As evidence of this success in action, Brad Burnham recounted to me a very telling story about the growth and popularity of Stack Overflow: Brad was flying back to New York on a flight and seated next to an iPhone developer. The subject of Stack Overflow came up and the developer said the site had quickly because his #1 resource for finding answers to the questions he encountered in Objective C programming. But, he was having some trouble building a reputation on the site because all the good questions in his domain of expertise were getting answered too quickly. He said he felt like the loser on Jeopardy, who could never hit the buzzer in time to answer the question before his fellow players. When Brad heard this he knew that Stack Overflow had hit a rich vein of talent in building their community.

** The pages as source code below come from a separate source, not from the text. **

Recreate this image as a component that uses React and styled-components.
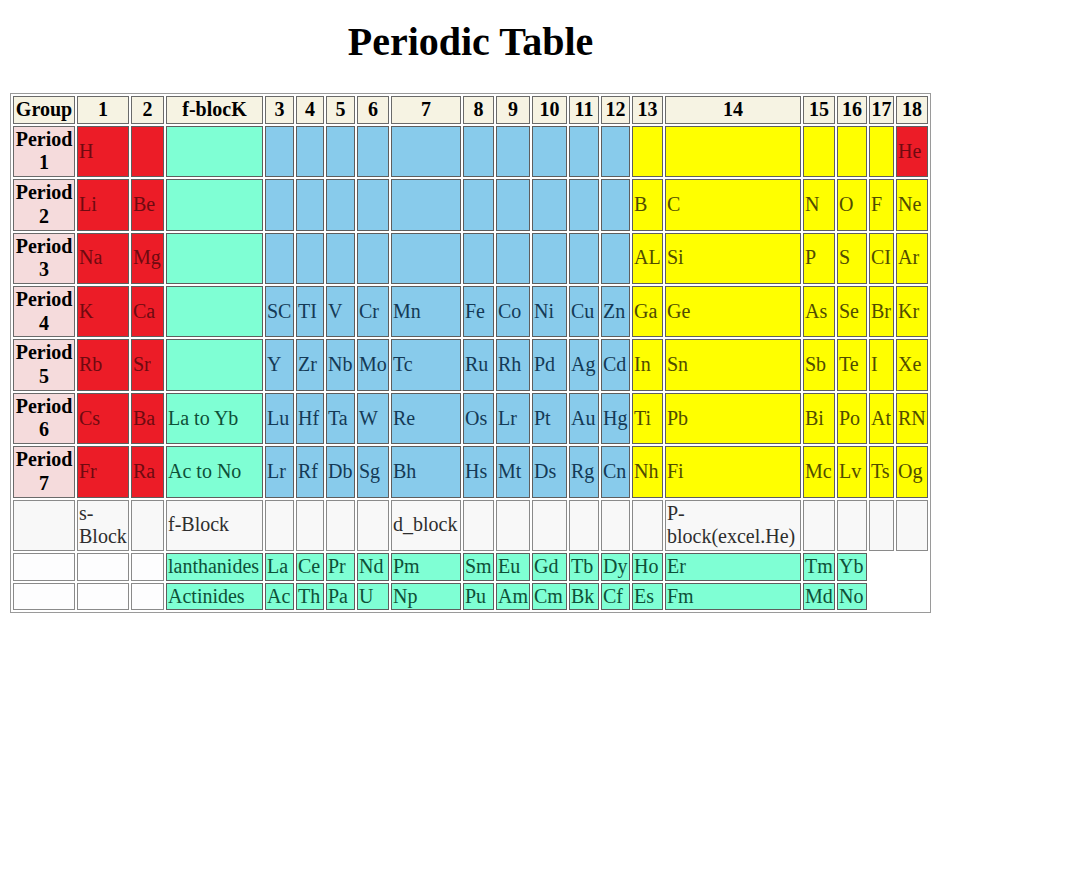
import React from 'react';
import styled, { createGlobalStyle } from 'styled-components';

const GlobalStyle = createGlobalStyle`
  body {
    margin: 0;
    background: #ffffff;
    font-family: "Liberation Serif", "Times New Roman", serif;
    color: #000;
  }
`;

const Page = styled.div`
  padding-left: 10px;
`;

const Wrapper = styled.div`
  display: inline-block;
`;

const Title = styled.h1`
  margin: 18px 0 28px 0;
  text-align: center;
  font: 700 40px "Liberation Serif", "Times New Roman", serif;
`;

const Table = styled.table`
  border-collapse: separate;
  border-spacing: 2px;
  border: 1px solid #9a9a9a;
  font-size: 20px;
  line-height: 23.7px;
`;

const HeadCell = styled.th`
  box-sizing: border-box;
  width: ${(p) => p.$w}px;
  padding: 1px;
  border: 1px solid #6a6a6a;
  background: #f6f3e3;
  font-weight: 700;
  text-align: center;
`;

const PeriodCell = styled.th`
  padding: 1px;
  border: 1px solid #6a6a6a;
  background: #f5dbdc;
  font-weight: 700;
  text-align: center;
`;

const palette = {
  red: ['#ec1c27', '#6e0a10'],
  aqua: ['#7fffd4', '#0e5038'],
  blue: ['#88cbeb', '#143a56'],
  yellow: ['#ffff00', '#504c00'],
  blank: ['#f8f8f8', '#2e2e2e'],
  white: ['#fdfdfe', '#2e2e2e'],
};

const Cell = styled.td`
  padding: 1px;
  border: 1px solid #5e5e5e;
  background: ${(p) => palette[p.$kind][0]};
  color: ${(p) => palette[p.$kind][1]};
  text-align: left;
  vertical-align: middle;
  ${(p) => (p.$kind === 'blank' || p.$kind === 'white') && 'border-color: #8a8a8a;'}
`;

const headers = [
  ['Group', 62], ['1', 52], ['2', 33], ['f-blocK', 97], ['3', 29], ['4', 28],
  ['5', 29], ['6', 32], ['7', 70], ['8', 31], ['9', 34], ['10', 35], ['11', 30],
  ['12', 29], ['13', 31], ['14', 136], ['15', 32], ['16', 30], ['17', 25], ['18', 32],
];

const e10 = ['', '', '', '', '', '', '', '', '', ''];

const periods = [
  ['H', '', '', ...e10, '', '', '', '', '', 'He'],
  ['Li', 'Be', '', ...e10, 'B', 'C', 'N', 'O', 'F', 'Ne'],
  ['Na', 'Mg', '', ...e10, 'AL', 'Si', 'P', 'S', 'CI', 'Ar'],
  ['K', 'Ca', '', 'SC', 'TI', 'V', 'Cr', 'Mn', 'Fe', 'Co', 'Ni', 'Cu', 'Zn', 'Ga', 'Ge', 'As', 'Se', 'Br', 'Kr'],
  ['Rb', 'Sr', '', 'Y', 'Zr', 'Nb', 'Mo', 'Tc', 'Ru', 'Rh', 'Pd', 'Ag', 'Cd', 'In', 'Sn', 'Sb', 'Te', 'I', 'Xe'],
  ['Cs', 'Ba', 'La to Yb', 'Lu', 'Hf', 'Ta', 'W', 'Re', 'Os', 'Lr', 'Pt', 'Au', 'Hg', 'Ti', 'Pb', 'Bi', 'Po', 'At', 'RN'],
  ['Fr', 'Ra', 'Ac to No', 'Lr', 'Rf', 'Db', 'Sg', 'Bh', 'Hs', 'Mt', 'Ds', 'Rg', 'Cn', 'Nh', 'Fi', 'Mc', 'Lv', 'Ts', 'Og'],
];

// kind of a cell in a period row, by column index (after the Period cell)
function kindOf(period, i) {
  if (period === 1 && i === 18) return 'red';
  if (i < 2) return 'red';
  if (i === 2) return 'aqua';
  if (i < 13) return 'blue';
  return 'yellow';
}

const blocks = [
  '', 's-Block', '', 'f-Block', '', '', '', '', 'd_block', '', '', '', '', '', '',
  'P-block(excel.He)', '', '', '', '',
];

const series = [
  ['lanthanides', 'La', 'Ce', 'Pr', 'Nd', 'Pm', 'Sm', 'Eu', 'Gd', 'Tb', 'Dy', 'Ho', 'Er', 'Tm', 'Yb'],
  ['Actinides', 'Ac', 'Th', 'Pa', 'U', 'Np', 'Pu', 'Am', 'Cm', 'Bk', 'Cf', 'Es', 'Fm', 'Md', 'No'],
];

export default function App() {
  return (
    <Page>
      <GlobalStyle />
      <Wrapper>
        <Title>Periodic Table</Title>
        <Table>
          <tbody>
            <tr>
              {headers.map(([label, w]) => (
                <HeadCell key={label} $w={w}>{label}</HeadCell>
              ))}
            </tr>
            {periods.map((row, p) => (
              <tr key={p}>
                <PeriodCell>
                  Period
                  <br />
                  {p + 1}
                </PeriodCell>
                {row.map((sym, i) => (
                  <Cell key={i} $kind={kindOf(p + 1, i)}>{sym}</Cell>
                ))}
              </tr>
            ))}
            <tr>
              {blocks.map((label, i) => (
                <Cell key={i} $kind="blank">{label}</Cell>
              ))}
            </tr>
            {series.map((row, r) => (
              <tr key={r}>
                <Cell $kind="white" />
                <Cell $kind="white" />
                <Cell $kind="white" />
                {row.map((sym, i) => (
                  <Cell key={i} $kind="aqua">{sym}</Cell>
                ))}
              </tr>
            ))}
          </tbody>
        </Table>
      </Wrapper>
    </Page>
  );
}
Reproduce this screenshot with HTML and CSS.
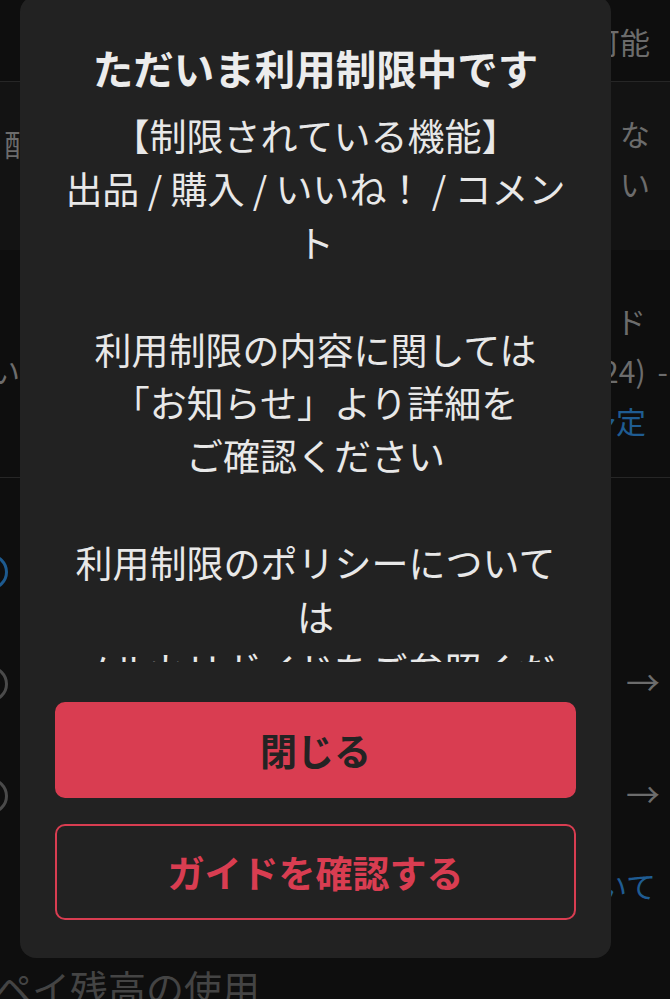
FILE: index.html
```html
<!DOCTYPE html>
<html lang="ja">
<head>
<meta charset="utf-8">
<title>利用制限</title>
<link rel="stylesheet" href="styles.css">
</head>
<body>
<div class="page">
  <div class="row row-top">
    <span class="muted">利用可能</span>
  </div>
  <div class="row row-band">
    <span class="muted edge-left">・配送</span>
    <span class="muted stack">な<br>い</span>
  </div>
  <div class="row row-pay">
    <span class="muted edge-left lower">支払い</span>
    <span class="stack">
      <span class="muted">ド</span>
      <span class="muted">(24)<span class="dash">-</span></span>
      <span class="link">予定</span>
    </span>
  </div>
  <div class="options">
    <div class="opt"><span class="radio on"></span></div>
    <div class="opt"><span class="radio"></span><span class="arrow">→</span></div>
    <div class="opt"><span class="radio"></span><span class="arrow">→</span></div>
    <div class="opt opt-link"><span class="link">について</span></div>
  </div>
  <div class="bottom-text">ルペイ残高の使用</div>
</div>

<div class="modal" role="dialog" aria-modal="true">
  <h1 class="modal-title">ただいま利用制限中です</h1>
  <div class="modal-body">
    <p>【制限されている機能】<br>出品 / 購入 / いいね！ / コメント</p>
    <p>利用制限の内容に関しては<br>「お知らせ」より詳細を<br>ご確認ください</p>
    <p>利用制限のポリシーについては<br>メルカリガイドをご参照ください</p>
  </div>
  <button class="btn btn-primary" type="button">閉じる</button>
  <button class="btn btn-outline" type="button">ガイドを確認する</button>
</div>
</body>
</html>
```

FILE: styles.css
```css
* { box-sizing: border-box; }
html, body {
  margin: 0;
  padding: 0;
  background: #0e0e0e;
  overflow: hidden;
}
body {
  font-family: "Noto Sans CJK JP", "Noto Sans", sans-serif;
  width: 670px;
  height: 999px;
}
.page {
  width: 670px;
  height: 999px;
  display: flex;
  flex-direction: column;
}
.page > * { flex-shrink: 0; }
.row {
  display: flex;
  justify-content: space-between;
  padding: 0 20px 0 0;
}
.muted { color: #6c6c6c; font-size: 30px; line-height: 50px; }
.link { color: #1f5c92; font-size: 30px; line-height: 50px; }
.row-top {
  height: 82px;
  align-items: center;
  justify-content: flex-end;
  border-bottom: 1px solid #262626;
}
.row-band {
  height: 168px;
  background: #131313;
  align-items: flex-start;
  padding-top: 96px;
}
.edge-left { margin-left: -40px; }
.row-band .edge-left { margin-top: -60px; margin-left: -26px; }
.stack { display: flex; flex-direction: column; align-items: flex-end; margin-top: -25px; }
.row-band .stack { margin-top: -70px; }
.row-pay {
  height: 228px;
  align-items: flex-start;
  padding-top: 70px;
  padding-right: 24px;
  border-bottom: 1px solid #262626;
}
.row-pay .stack { margin-top: -25px; }
.row-pay .lower { margin-top: 25px; margin-left: -70px; }
.dash { margin-right: -22px; margin-left: 12px; }
.options { display: flex; flex-direction: column; padding-top: 76px; }
.opt {
  height: 112px;
  display: flex;
  justify-content: space-between;
  align-items: flex-start;
  padding-right: 10px;
}
.radio {
  width: 36px;
  height: 36px;
  border-radius: 50%;
  border: 3px solid #4a4a4a;
  margin-left: -28px;
}
.radio.on { border-color: #1d5a8f; }
.arrow { color: #6c6c6c; font-size: 34px; line-height: 36px; margin-top: -2px; }
.opt-link { justify-content: flex-end; padding-right: 14px; padding-top: 0; }
.opt-link .link { margin-top: -30px; }
.bottom-text {
  color: #444444;
  font-size: 38px;
  line-height: 50px;
  margin-left: -44px;
  margin-top: -40px;
}

.modal {
  position: fixed;
  left: 20px;
  top: -4px;
  width: 591px;
  height: 962px;
  background: #222222;
  border-radius: 16px;
  padding: 42px 35px 38px;
  display: flex;
  flex-direction: column;
}
.modal-title {
  margin: 0 0 12px;
  font-size: 40.5px;
  line-height: 59px;
  font-weight: 700;
  color: #ececec;
  text-align: center;
}
.modal-body {
  height: 553px;
  overflow: hidden;
  padding: 0 6px;
  color: #e8e8e8;
  font-size: 37px;
  line-height: 53.4px;
  text-align: center;
}
.modal-body p { margin: 0 0 53.4px; }
.btn {
  height: 96px;
  border-radius: 10px;
  font-family: inherit;
  font-size: 37px;
  font-weight: 700;
  cursor: pointer;
}
.btn-primary {
  margin-top: 40px;
  background: #d93d51;
  border: 2px solid #d93d51;
  color: #232323;
}
.btn-outline {
  margin-top: 26px;
  background: transparent;
  border: 2px solid #d93d51;
  color: #d93d51;
}
```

The founders were impressed by the growth and quality of the network and thought the underlying system they built could be used in other technical and niche verticals. They built Stack Exchange as a platform for rolling your own Stack Overflow-style site and have seen some encouraging success in niches like advanced Mathematics research. So, the conclusion was to raise venture capital in order to scale the platform across a variety of new verticals. Clearly, we agreed that was a good idea.
We at USV are delighted to be working with Joel, Jeff and an impressive roster of angel investors and advisors on this opportunity. Brad will be joining the board of directors, and we look forward to working together to help Stack Overflow and the Stack Exchange network of sites grow over the coming years.